5 Common Tax Mistakes You Can Avoid
Wednesday, March 8, 2017
It’s tax season again? Already!? Some of you may have already filed yours; but for those that haven’t, here are some mistakes you can avoid to prevent the IRS from causing you any trouble.
MisSing the tax deadline
When is the tax deadline for 2017? If you said, “April 15th”, you’d be wrong this year. It is actually April 18th in 2017. If that’s not enough, you can ask for a six-month extension — but you should know that all an extension does is give you more time to file your return. It doesn’t mean you can put off paying taxes you owe. You’ll still need to send payment of your estimated tax bill by April 18. Otherwise, you could face substantial penalties.
Filing your taxes requires a lot of numbers input. Bad math can result in a lot of headaches including owing more than you thought. Using a tax-software program to file your return can help reduce math errors.

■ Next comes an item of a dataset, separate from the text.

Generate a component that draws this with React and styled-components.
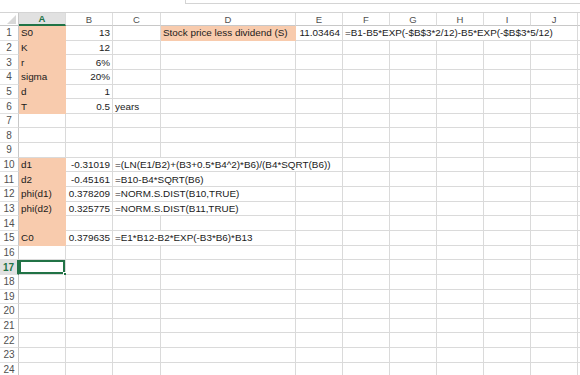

The built-in calculators do the work for you, adding, subtracting, and inserting numbers on additional forms as needed. But you still have to make sure your initial numbers are correct. Entering $3,500 when the real figure is $5,300 makes a lot of tax difference. Getting the numbers right is crucial because you can be sure the IRS will be double-checking numerical entries against its copies of your tax statements (W-2, 1099s and the like). When IRS examiners find a discrepancy, they’ll definitely let you know and, in many cases, will correct your mistake and refigure your taxes for you. Don’t give them the chance. Make sure your math entries are right!

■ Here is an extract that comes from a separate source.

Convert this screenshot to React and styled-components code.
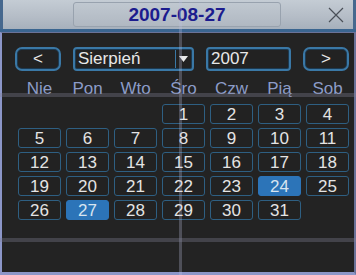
import React from 'react';
import styled, { createGlobalStyle } from 'styled-components';

const GlobalStyle = createGlobalStyle`
  html, body {
    margin: 0;
    padding: 0;
    background: #232323;
  }
  body {
    font-family: "Liberation Sans", Arial, sans-serif;
  }
`;

const weekdays = ['Nie', 'Pon', 'Wto', 'Śro', 'Czw', 'Pią', 'Sob'];
const firstOffset = 3;
const daysInMonth = 31;
const highlighted = [24, 27];

function App() {
    const cells = [];
    for (let i = 0; i < firstOffset; i++) cells.push(null);
    for (let d = 1; d <= daysInMonth; d++) cells.push(d);

    return (
        <>
            <GlobalStyle />
            <Window>
                <TitleBar>
                    <TitleBox>2007-08-27</TitleBox>
                    <Close>
                        <svg width="16" height="16" viewBox="0 0 16 16">
                            <path d="M1 1 L15 15 M15 1 L1 15" stroke="#4a5058" strokeWidth="1.2" fill="none" />
                        </svg>
                    </Close>
                </TitleBar>
                <Divider />
                <Body>
                    <NavRow>
                        <NavButton>&lt;</NavButton>
                        <Select>
                            <span>Sierpień</span>
                            <Arrow>
                                <svg width="9" height="6" viewBox="0 0 9 6">
                                    <path d="M0 0 L9 0 L4.5 6 Z" fill="#e8e8e8" />
                                </svg>
                            </Arrow>
                        </Select>
                        <YearBox>2007</YearBox>
                        <NavButton>&gt;</NavButton>
                    </NavRow>
                    <Weekdays>
                        {weekdays.map((w) => (
                            <Weekday key={w}>{w}</Weekday>
                        ))}
                    </Weekdays>
                    <Days>
                        {cells.map((d, i) =>
                            d === null ? (
                                <Empty key={'e' + i} />
                            ) : (
                                <Day key={d} selected={highlighted.includes(d)}>{d}</Day>
                            )
                        )}
                    </Days>
                </Body>
                <VLine />
                <HLine top={93} />
                <HLine top={238} />
            </Window>
        </>
    );
}

const Window = styled.div`
    position: relative;
    width: 356px;
    height: 275px;
    display: flex;
    flex-direction: column;
    overflow: hidden;
`;

const TitleBar = styled.div`
    height: 29px;
    display: flex;
    align-items: center;
    background: linear-gradient(#c4ccd4, #b4bcc6 60%, #a6b0bc);
    border-left: 3px solid #46688e;
    border-right: 3px solid #46688e;
`;

const TitleBox = styled.div`
    margin-left: 70px;
    width: 206px;
    height: 23px;
    display: flex;
    align-items: center;
    justify-content: center;
    border: 1px solid #98a2ae;
    border-radius: 3px;
    background: linear-gradient(#c0c8d0, #b0b8c2);
    color: #1c1c8e;
    font-weight: 700;
    font-size: 19px;
`;

const Close = styled.div`
    margin-left: 47px;
    display: flex;
    align-items: center;
`;

const Divider = styled.div`
    height: 3px;
    background: #3a6590;
`;

const Body = styled.div`
    flex: 1;
    background: #232323;
    border-top: 1px solid #6a7298;
    border-left: 2px solid #8c96c8;
    border-right: 2px solid #6a7298;
    border-bottom: 3px solid #8c96c8;
    padding: 14px 0 0 13px;
`;

const NavRow = styled.div`
    display: flex;
    align-items: center;
    gap: 12px;
    height: 24px;
`;

const boxBorder = `
    box-sizing: border-box;
    height: 24px;
    border: 2px solid #3a78a6;
    box-shadow: inset 0 0 0 1px #1c3a52;
    background: #222222;
    color: #e8e8e8;
    font-size: 17px;
`;

const NavButton = styled.div`
    ${boxBorder}
    width: 46px;
    border-radius: 7px;
    display: flex;
    align-items: center;
    justify-content: center;
    font-size: 17px;
`;

const Select = styled.div`
    ${boxBorder}
    width: 121px;
    border-radius: 4px;
    display: flex;
    align-items: center;
    justify-content: space-between;
    padding-left: 3px;
`;

const Arrow = styled.div`
    width: 14px;
    height: 18px;
    margin-right: 2px;
    border-left: 1px solid #3a78a6;
    display: flex;
    align-items: center;
    justify-content: center;
`;

const YearBox = styled.div`
    ${boxBorder}
    width: 85px;
    border-radius: 4px;
    display: flex;
    align-items: center;
    padding-left: 3px;
`;

const Weekdays = styled.div`
    display: grid;
    grid-template-columns: repeat(7, 43px);
    column-gap: 5px;
    margin-top: 6px;
    margin-left: 3px;
    height: 24px;
    align-items: center;
`;

const Weekday = styled.div`
    text-align: center;
    color: #8c9cc8;
    font-size: 17px;
`;

const Days = styled.div`
    display: grid;
    grid-template-columns: repeat(7, 43px);
    grid-auto-rows: 20px;
    column-gap: 5px;
    row-gap: 4px;
    margin-top: 3px;
    margin-left: 3px;
`;

const Empty = styled.div``;

const Day = styled.div`
    box-sizing: border-box;
    border: 1px solid ${(p) => (p.selected ? '#2c74b8' : '#2e5f82')};
    border-radius: 3px;
    background: ${(p) => (p.selected ? '#2c74b8' : '#222222')};
    color: ${(p) => (p.selected ? '#d8e4f0' : '#e4e4e4')};
    font-size: 17px;
    display: flex;
    align-items: center;
    justify-content: center;
    line-height: 1;
`;

const VLine = styled.div`
    position: absolute;
    left: 179px;
    top: 0;
    width: 3px;
    height: 100%;
    background: rgba(190, 195, 225, 0.28);
    pointer-events: none;
`;

const HLine = styled.div`
    position: absolute;
    left: 0;
    top: ${(p) => p.top}px;
    width: 100%;
    height: 4px;
    background: rgba(130, 130, 150, 0.35);
    pointer-events: none;
`;

export default App;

Additional income REPORTING
Did you have a side job this year? If so, as a contractor you probably received a Form 1099-MISC detailing the extra earnings. What about savings and investment accounts? For these, you should have received Form 1099-INT and Form 1099-DIV statements. In each 1099 instance, the IRS knows precisely how much extra money (either as wages or unearned investment income) you made as soon as you did, thanks to the financial firms who sent copies of your 1099 forms to the tax agency. If you forget to include any of these earnings on your return, the IRS examiners will let you know you owe taxes on them, too. And depending on when your oversight is discovered, you also could owe penalties and interest on the unreported earnings.

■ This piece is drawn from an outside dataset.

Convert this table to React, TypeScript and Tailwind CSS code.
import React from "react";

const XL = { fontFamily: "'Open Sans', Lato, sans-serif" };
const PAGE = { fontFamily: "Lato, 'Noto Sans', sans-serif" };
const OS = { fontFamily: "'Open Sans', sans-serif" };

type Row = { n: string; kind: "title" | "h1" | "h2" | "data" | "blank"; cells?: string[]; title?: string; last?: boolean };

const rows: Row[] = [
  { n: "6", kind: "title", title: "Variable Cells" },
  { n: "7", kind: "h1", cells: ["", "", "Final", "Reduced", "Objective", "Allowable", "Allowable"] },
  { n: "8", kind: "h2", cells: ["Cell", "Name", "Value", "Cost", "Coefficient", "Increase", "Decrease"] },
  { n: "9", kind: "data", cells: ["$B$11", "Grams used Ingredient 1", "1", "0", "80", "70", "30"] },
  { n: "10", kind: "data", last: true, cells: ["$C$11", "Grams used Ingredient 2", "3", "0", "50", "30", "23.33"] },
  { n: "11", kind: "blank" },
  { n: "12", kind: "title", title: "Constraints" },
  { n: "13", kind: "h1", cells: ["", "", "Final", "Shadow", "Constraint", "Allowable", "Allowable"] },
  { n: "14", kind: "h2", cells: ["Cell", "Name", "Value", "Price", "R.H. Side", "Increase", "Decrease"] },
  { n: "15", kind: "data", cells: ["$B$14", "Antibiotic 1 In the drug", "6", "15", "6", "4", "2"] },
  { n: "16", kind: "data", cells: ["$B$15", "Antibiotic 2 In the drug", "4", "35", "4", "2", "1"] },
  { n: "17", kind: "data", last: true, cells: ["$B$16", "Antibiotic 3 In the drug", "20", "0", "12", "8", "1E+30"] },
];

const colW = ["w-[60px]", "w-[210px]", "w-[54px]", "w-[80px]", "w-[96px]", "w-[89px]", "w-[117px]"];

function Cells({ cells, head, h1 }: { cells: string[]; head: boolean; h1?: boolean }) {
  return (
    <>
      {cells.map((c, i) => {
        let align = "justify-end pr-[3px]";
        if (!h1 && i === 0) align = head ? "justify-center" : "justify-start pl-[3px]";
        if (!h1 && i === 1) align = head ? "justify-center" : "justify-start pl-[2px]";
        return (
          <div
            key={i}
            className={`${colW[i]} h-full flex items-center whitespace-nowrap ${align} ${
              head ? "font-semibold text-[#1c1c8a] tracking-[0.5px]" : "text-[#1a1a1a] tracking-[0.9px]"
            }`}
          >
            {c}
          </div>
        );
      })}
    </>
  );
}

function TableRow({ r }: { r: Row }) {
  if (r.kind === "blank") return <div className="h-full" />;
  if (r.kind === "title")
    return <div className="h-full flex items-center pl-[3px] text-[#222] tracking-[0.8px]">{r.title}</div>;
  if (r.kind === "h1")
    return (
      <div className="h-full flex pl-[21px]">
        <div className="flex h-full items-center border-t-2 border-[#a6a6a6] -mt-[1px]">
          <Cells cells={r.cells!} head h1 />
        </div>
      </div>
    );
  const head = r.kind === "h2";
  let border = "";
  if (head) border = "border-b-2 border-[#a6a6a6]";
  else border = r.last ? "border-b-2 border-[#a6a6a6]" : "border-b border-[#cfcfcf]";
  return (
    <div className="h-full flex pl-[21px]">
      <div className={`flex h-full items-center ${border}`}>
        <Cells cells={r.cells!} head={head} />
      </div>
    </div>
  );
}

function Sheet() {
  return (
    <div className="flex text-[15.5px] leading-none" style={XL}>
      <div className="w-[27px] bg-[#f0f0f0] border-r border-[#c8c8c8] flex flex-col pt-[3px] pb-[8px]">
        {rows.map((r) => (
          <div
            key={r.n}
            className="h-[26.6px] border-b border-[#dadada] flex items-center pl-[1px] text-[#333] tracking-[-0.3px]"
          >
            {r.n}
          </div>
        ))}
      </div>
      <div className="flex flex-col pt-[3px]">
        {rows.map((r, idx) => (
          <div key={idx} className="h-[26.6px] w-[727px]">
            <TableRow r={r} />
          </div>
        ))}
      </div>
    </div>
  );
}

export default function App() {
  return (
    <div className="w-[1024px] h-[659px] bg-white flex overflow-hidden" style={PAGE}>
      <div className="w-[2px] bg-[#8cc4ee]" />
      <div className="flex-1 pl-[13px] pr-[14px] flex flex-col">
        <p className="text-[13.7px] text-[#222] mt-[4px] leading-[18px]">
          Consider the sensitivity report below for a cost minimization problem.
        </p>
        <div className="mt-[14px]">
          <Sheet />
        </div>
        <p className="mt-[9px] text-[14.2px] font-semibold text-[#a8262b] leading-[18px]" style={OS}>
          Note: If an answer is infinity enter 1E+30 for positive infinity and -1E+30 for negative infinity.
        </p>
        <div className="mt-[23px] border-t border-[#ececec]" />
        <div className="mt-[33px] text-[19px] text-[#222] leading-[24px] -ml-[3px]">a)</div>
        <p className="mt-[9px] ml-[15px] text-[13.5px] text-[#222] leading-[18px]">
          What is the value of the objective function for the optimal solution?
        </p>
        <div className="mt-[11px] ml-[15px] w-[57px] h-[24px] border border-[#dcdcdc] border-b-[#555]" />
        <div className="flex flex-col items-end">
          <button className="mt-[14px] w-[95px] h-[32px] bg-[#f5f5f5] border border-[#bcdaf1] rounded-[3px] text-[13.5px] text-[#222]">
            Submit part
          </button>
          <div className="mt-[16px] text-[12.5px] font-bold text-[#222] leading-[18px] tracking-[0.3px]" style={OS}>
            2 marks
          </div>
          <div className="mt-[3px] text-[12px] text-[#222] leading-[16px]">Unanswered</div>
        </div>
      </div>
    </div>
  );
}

Failing to Itemize Deductions
For many people, taking the standard deduction—$12,200 for couples or $6,100 for single filers—may seem like the simplest and easiest route when doing taxes, especially if they’re pressed for time. But itemizing your deductions can sometimes save you a bundle. If you’ve had large, uninsured medical expenses, made sizable charitable contributions, or paid a significant amount of interest or taxes on a home in the past year, itemizing may be worth your while. Not sure if itemizing is right for you? Take this quiz to find out.
Skipping the signature
One of the easiest mistakes is forgetting to sign your taxes! The IRS doesn’t process unsigned returns, so be sure to put your John Hancock where your forms require it. If you file electronically, you must use your personal identification number, or PIN, to sign your tax return.
In the eyes of the IRS, ignorance is not an excuse. Mistakes you make when filing your taxes are your responsibility. We hope these tips help you to file flawlessly and get the return you deserve. Happy filing!